BRIDE FLIGHT is a character-driven story from the Netherlands of three women and how their lives are forever intertwined because of their relationship with Frank, whom they all met on a shared flight from Holland to New Zealand after WW II. Though beautifully shot, BRIDE FLIGHT is a plodding relationship drama that’s largely uninteresting, with no rewarding finish, explicit obscene content and a Romantic worldview with a very negative view of one woman’s Christian husband.


Review:

BRIDE FLIGHT is a character-driven story from the Netherlands of three women, Ada, Esther and Marjorie, and how their lives are forever intertwined because of their relationship with Frank, whom they all met on a shared flight from Holland to New Zealand after WW II. The story intercuts between contemporary times as the three women reunite at Frank’s funeral and flashbacks of when they left Europe as war brides to settle in New Zealand.

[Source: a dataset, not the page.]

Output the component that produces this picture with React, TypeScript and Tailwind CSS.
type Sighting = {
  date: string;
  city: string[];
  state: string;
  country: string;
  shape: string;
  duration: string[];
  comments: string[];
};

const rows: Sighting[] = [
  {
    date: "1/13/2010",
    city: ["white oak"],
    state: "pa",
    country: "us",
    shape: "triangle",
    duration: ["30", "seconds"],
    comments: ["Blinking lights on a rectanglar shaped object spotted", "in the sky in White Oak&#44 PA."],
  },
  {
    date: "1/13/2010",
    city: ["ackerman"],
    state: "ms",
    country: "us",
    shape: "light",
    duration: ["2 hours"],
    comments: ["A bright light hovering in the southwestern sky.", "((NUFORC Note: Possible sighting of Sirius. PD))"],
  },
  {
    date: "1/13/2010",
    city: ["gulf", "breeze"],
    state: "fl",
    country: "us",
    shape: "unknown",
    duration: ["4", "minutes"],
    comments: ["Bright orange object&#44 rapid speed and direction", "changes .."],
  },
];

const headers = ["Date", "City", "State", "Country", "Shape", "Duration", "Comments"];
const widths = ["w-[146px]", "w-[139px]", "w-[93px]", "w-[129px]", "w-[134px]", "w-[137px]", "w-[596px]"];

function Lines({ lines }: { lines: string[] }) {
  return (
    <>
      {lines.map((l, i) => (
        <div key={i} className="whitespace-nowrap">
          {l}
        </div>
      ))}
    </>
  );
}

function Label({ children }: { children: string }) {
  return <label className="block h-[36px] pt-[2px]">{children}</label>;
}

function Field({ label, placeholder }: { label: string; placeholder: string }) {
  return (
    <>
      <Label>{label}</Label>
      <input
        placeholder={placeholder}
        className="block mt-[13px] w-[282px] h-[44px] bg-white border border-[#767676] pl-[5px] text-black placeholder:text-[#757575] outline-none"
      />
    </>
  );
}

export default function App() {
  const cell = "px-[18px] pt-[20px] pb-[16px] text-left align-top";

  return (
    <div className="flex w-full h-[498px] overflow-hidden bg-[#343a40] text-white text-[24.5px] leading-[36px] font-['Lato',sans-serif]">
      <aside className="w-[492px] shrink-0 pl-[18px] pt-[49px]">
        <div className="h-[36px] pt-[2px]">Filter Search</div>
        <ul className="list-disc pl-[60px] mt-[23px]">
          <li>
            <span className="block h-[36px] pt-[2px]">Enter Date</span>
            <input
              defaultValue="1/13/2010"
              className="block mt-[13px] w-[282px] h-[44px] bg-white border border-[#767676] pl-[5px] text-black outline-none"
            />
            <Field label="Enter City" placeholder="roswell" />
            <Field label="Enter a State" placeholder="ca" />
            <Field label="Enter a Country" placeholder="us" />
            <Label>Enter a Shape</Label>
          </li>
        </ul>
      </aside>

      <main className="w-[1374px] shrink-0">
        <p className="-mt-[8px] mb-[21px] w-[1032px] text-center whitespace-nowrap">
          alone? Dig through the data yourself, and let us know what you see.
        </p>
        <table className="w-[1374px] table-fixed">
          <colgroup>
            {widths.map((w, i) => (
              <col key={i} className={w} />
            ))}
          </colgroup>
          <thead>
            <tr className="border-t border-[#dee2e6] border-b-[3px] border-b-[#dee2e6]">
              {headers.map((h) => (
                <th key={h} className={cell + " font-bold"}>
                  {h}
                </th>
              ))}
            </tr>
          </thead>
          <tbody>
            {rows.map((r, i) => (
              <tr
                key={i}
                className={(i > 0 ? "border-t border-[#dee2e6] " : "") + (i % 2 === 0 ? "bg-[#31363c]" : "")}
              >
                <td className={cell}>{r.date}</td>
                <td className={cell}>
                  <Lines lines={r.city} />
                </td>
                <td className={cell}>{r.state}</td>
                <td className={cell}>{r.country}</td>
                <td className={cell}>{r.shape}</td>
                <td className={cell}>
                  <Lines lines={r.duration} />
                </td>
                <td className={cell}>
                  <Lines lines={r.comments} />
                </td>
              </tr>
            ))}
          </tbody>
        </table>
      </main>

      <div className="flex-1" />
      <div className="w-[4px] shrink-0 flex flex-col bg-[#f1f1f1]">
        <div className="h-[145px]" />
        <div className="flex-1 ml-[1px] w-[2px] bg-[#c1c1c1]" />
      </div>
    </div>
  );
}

The three women board the Flying Dutchman on its record-breaking flight from Holland to New Zealand. Ada is going to meet up with her soon-to-be husband. He’s a devout, reformed Christian who sinned with Ada and impregnated her. Now, he wants to fly her down to make an honest woman of her. Ada is nervous she will not find happiness with his guilt-ridden religious fervor. On the flight, she sits beside Frank, and his passion for life inspires Ada and makes her question her pending nuptials.

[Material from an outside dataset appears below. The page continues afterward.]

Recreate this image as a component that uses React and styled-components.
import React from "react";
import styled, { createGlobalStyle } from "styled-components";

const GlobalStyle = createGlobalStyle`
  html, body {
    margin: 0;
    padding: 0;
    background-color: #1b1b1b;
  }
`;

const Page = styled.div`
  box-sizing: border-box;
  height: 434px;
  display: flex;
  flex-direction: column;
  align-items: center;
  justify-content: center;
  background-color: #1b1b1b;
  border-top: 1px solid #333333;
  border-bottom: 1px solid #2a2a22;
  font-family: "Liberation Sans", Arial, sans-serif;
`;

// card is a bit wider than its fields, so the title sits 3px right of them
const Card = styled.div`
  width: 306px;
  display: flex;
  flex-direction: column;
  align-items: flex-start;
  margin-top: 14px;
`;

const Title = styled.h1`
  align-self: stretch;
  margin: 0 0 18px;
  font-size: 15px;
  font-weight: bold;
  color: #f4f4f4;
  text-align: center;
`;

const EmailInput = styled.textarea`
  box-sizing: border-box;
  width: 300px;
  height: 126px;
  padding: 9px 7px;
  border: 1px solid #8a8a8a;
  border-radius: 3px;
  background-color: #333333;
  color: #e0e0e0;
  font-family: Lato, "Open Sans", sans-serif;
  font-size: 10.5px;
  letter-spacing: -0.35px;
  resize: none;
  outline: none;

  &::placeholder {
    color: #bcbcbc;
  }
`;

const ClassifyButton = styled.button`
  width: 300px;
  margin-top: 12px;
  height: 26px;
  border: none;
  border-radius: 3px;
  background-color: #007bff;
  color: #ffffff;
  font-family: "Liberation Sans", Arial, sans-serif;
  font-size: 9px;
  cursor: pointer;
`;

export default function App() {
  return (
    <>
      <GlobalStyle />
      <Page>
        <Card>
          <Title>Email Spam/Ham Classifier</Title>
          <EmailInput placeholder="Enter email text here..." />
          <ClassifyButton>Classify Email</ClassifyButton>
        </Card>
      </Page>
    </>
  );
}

Meanwhile, Marjorie is headed to meet up with the man of her dreams, and Esther is going to open up a store of designer clothing. However, their various lives are not without pain of their own. Marjorie is unable to bear children, and Esther cannot find a love of her own. One night, Esther and Frank have a drunken affair, and Esther becomes pregnant. To ease Marjorie’s pain, she gives the newborn to Marjorie and her husband, who adopt the little one.

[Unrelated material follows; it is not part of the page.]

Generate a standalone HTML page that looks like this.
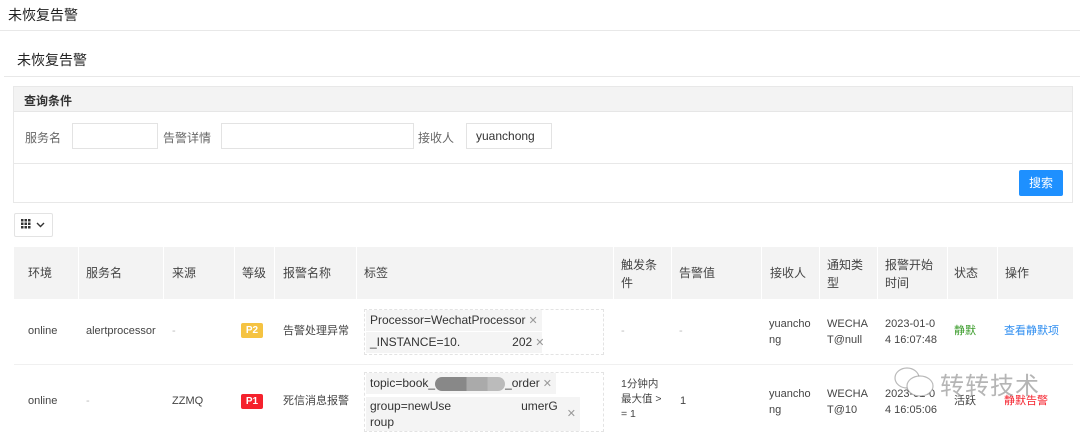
<!DOCTYPE html>
<html><head><meta charset="utf-8"><style>
*{margin:0;padding:0;box-sizing:border-box}
body{width:1080px;height:430px;overflow:hidden;background:#fff;font-family:"Liberation Sans","Noto Sans CJK SC",sans-serif;color:#333;position:relative;font-size:12px}
.a{position:absolute}
.hl{position:absolute;height:1px;background:#e8e8e8}
.inp{position:absolute;border:1px solid #e3e3e3;height:26px;background:#fff}
.lbl{position:absolute;color:#666;font-size:12px}
.th{position:absolute;font-size:12px;color:#444;line-height:18px}
.td{position:absolute;font-size:11px;color:#444;line-height:16px}
.vl{position:absolute;width:1px;background:#fff;top:247px;height:52px}
.tag{position:absolute;background:#f4f4f4;font-size:12px;color:#333;padding:0 4px;line-height:21px;height:21px;white-space:nowrap}
.x{color:#999;font-size:11px;margin-left:3px}
</style></head><body>
<div class="a" style="left:8px;top:5px;font-size:14px;color:#222">未恢复告警</div>
<div class="hl" style="left:0;top:30px;width:1080px"></div>
<div class="a" style="left:17px;top:50px;font-size:14px;color:#222">未恢复告警</div>
<div class="hl" style="left:4px;top:76px;width:1076px"></div>

<div class="a" style="left:13px;top:86px;width:1060px;height:117px;border:1px solid #e8e8e8"></div>
<div class="a" style="left:14px;top:87px;width:1058px;height:25px;background:#f3f3f3;border-bottom:1px solid #e6e6e6"></div>
<div class="a" style="left:24px;top:92px;font-size:12px;font-weight:bold;color:#333">查询条件</div>
<div class="lbl" style="left:25px;top:129px">服务名</div>
<div class="inp" style="left:72px;top:123px;width:86px"></div>
<div class="lbl" style="left:163px;top:129px">告警详情</div>
<div class="inp" style="left:221px;top:123px;width:193px"></div>
<div class="lbl" style="left:418px;top:129px">接收人</div>
<div class="inp" style="left:466px;top:123px;width:86px"></div>
<div class="a" style="left:476px;top:129px;font-size:12px;color:#333">yuanchong</div>
<div class="hl" style="left:14px;top:163px;width:1058px"></div>
<div class="a" style="left:1019px;top:170px;width:44px;height:26px;background:#1e90ff;border-radius:2px;color:#fff;font-size:12px;text-align:center;line-height:26px">搜索</div>

<div class="a" style="left:14px;top:213px;width:39px;height:24px;border:1px solid #e3e3e3;border-radius:2px"></div>
<svg class="a" style="left:21px;top:219px" width="26" height="12"><g fill="#333"><rect x="0" y="0" width="2.5" height="2.5"/><rect x="3.5" y="0" width="2.5" height="2.5"/><rect x="7" y="0" width="2.5" height="2.5"/><rect x="0" y="3.5" width="2.5" height="2.5"/><rect x="3.5" y="3.5" width="2.5" height="2.5"/><rect x="7" y="3.5" width="2.5" height="2.5"/><rect x="0" y="7" width="2.5" height="2.5"/><rect x="3.5" y="7" width="2.5" height="2.5"/><rect x="7" y="7" width="2.5" height="2.5"/></g><path d="M16 4l3.5 3.5 3.5-3.5" stroke="#333" stroke-width="1.4" fill="none"/></svg>

<div class="a" style="left:14px;top:247px;width:1059px;height:52px;background:#f3f3f3"></div>
<div class="vl" style="left:78px"></div><div class="vl" style="left:163px"></div><div class="vl" style="left:234px"></div><div class="vl" style="left:274px"></div><div class="vl" style="left:356px"></div><div class="vl" style="left:613px"></div><div class="vl" style="left:671px"></div><div class="vl" style="left:761px"></div><div class="vl" style="left:819px"></div><div class="vl" style="left:877px"></div><div class="vl" style="left:947px"></div><div class="vl" style="left:997px"></div>
<div class="th" style="left:28px;top:264px">环境</div>
<div class="th" style="left:86px;top:264px">服务名</div>
<div class="th" style="left:172px;top:264px">来源</div>
<div class="th" style="left:242px;top:264px">等级</div>
<div class="th" style="left:283px;top:264px">报警名称</div>
<div class="th" style="left:364px;top:264px">标签</div>
<div class="th" style="left:621px;top:256px">触发条<br>件</div>
<div class="th" style="left:679px;top:264px">告警值</div>
<div class="th" style="left:770px;top:264px">接收人</div>
<div class="th" style="left:827px;top:256px">通知类<br>型</div>
<div class="th" style="left:885px;top:256px">报警开始<br>时间</div>
<div class="th" style="left:954px;top:264px">状态</div>
<div class="th" style="left:1005px;top:264px">操作</div>
<div class="hl" style="left:14px;top:364px;width:1059px;background:#f0f0f0"></div>

<!-- row1 -->
<div class="td" style="left:28px;top:323px">online</div>
<div class="td" style="left:86px;top:323px">alertprocessor</div>
<div class="td" style="left:172px;top:323px;color:#bbb">-</div>
<div class="a" style="left:241px;top:323px;width:22px;height:15px;background:#f5c342;border-radius:2px;color:#fff;font-size:10px;font-weight:bold;text-align:center;line-height:15px">P2</div>
<div class="td" style="left:283px;top:323px">告警处理异常</div>
<div class="a" style="left:364px;top:309px;width:240px;height:46px;border:1px dashed #e3e3e3"></div>
<div class="tag" style="left:366px;top:310px">Processor=WechatProcessor<span class="x">✕</span></div>
<div class="tag" style="left:366px;top:332px;width:176px">_INSTANCE=10.<span style="display:inline-block;width:52px"></span>202<span class="x">✕</span></div>
<div class="td" style="left:621px;top:323px;color:#bbb">-</div>
<div class="td" style="left:679px;top:323px;color:#bbb">-</div>
<div class="td" style="left:769px;top:316px">yuancho<br>ng</div>
<div class="td" style="left:827px;top:316px">WECHA<br>T@null</div>
<div class="td" style="left:885px;top:316px">2023-01-0<br>4 16:07:48</div>
<div class="td" style="left:954px;top:323px;color:#3a9b2a">静默</div>
<div class="td" style="left:1004px;top:323px;color:#2f8ef0">查看静默项</div>

<!-- row2 -->
<div class="td" style="left:28px;top:393px">online</div>
<div class="td" style="left:86px;top:393px;color:#bbb">-</div>
<div class="td" style="left:172px;top:393px">ZZMQ</div>
<div class="a" style="left:241px;top:394px;width:22px;height:15px;background:#f5222d;border-radius:2px;color:#fff;font-size:10px;font-weight:bold;text-align:center;line-height:15px">P1</div>
<div class="td" style="left:283px;top:393px">死信消息报警</div>
<div class="a" style="left:364px;top:372px;width:240px;height:60px;border:1px dashed #e3e3e3"></div>
<div class="tag" style="left:366px;top:373px">topic=book_<span style="display:inline-block;width:70px;height:14px;vertical-align:middle;border-radius:7px;background:linear-gradient(90deg,#888 0 45%,#aaa 45% 75%,#bbb 75%)"></span>_order<span class="x">✕</span></div>
<div class="tag" style="left:366px;top:397px;width:214px;height:34px;line-height:16px;padding-top:1px;white-space:normal">group=newUse<span style="display:inline-block;width:70px"></span>umerG<span class="x" style="float:right;margin-top:8px">✕</span><br>roup</div>
<div class="td" style="left:621px;top:377px;font-size:10.5px;line-height:15px">1分钟内<br>最大值 &gt;<br>= 1</div>
<div class="td" style="left:680px;top:393px">1</div>
<div class="td" style="left:769px;top:386px">yuancho<br>ng</div>
<div class="td" style="left:827px;top:386px">WECHA<br>T@10</div>
<div class="td" style="left:885px;top:386px">2023-01-0<br>4 16:05:06</div>
<div class="td" style="left:954px;top:393px">活跃</div>
<div class="td" style="left:1004px;top:393px;color:#f5222d">静默告警</div>
<svg class="a" style="left:893px;top:366px" width="50" height="34"><g fill="none" stroke="rgba(130,130,130,.55)" stroke-width="1.2"><ellipse cx="14" cy="12" rx="12" ry="10" fill="#fff"/><ellipse cx="27" cy="20" rx="13" ry="10" fill="#fff"/></g></svg>
<div class="a" style="left:940px;top:366px;font-size:24px;color:rgba(120,120,120,.55);letter-spacing:1px">转转技术</div>
</body></html>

[SPOILERS ALERT] As the years pass, Ada and Frank’s love goes unrequited, Esther feels disconnected from her daughter, and Marjorie becomes overly protective of her adopted daughter’s love. The man who draws the women’s friendship together is the same man who seems to be tearing them apart. When they meet again at Frank’s funeral, they are able to look back and celebrate their complicated history together.
Though beautifully shot, BRIDE FLIGHT is a plodding relationship drama that’s largely uninteresting. The pace is slow, which is fitting for this particular character-driven piece, but the characters are not dynamic. The movie becomes a wearisome tale with no character growth and no rewarding finish.
The movie also has strong sexual content and explicit nudity. It also has a largely mixed, Romantic worldview with immoral relationships and a very negative view of Ada’s husband as a repressive Christian. Finally, BRIDE FLIGHT has brief intense violence and brief foul language, along with miscellaneous immoral behavior such as lying and jealousy.


In Brief:

BRIDE FLIGHT is a character-driven story from the Netherlands. Three women board the Flying Dutchman on its record-breaking flight from Holland to New Zealand after World War II. Ada’s meeting her soon-to-be husband, a devout, reformed Christian who sinned and impregnated her. Now, he’s flying her down to make an honest woman of her. On the flight, she sits beside Frank. Frank’s passion for life inspires Ada and makes her question her pending nuptials. Meanwhile, Marjorie is headed to meet up with the man of her dreams, and Esther is going to open up a designer clothing store. Marjorie is unable to bear children, so when Esther becomes pregnant from a drunken encounter with Frank, she gives the baby to Marjorie and her husband, who adopt the baby. As years pass by, the women look back on how Frank impacted their lives.
Though beautifully shot, BRIDE FLIGHT is a plodding relationship drama that’s largely uninteresting, with no rewarding finish. The movie contains strong sexual content, explicit nudity and a Romantic worldview with a very negative view of the first woman’s Christian husband. Media-wise viewers probably will not like BRIDE FLIGHT.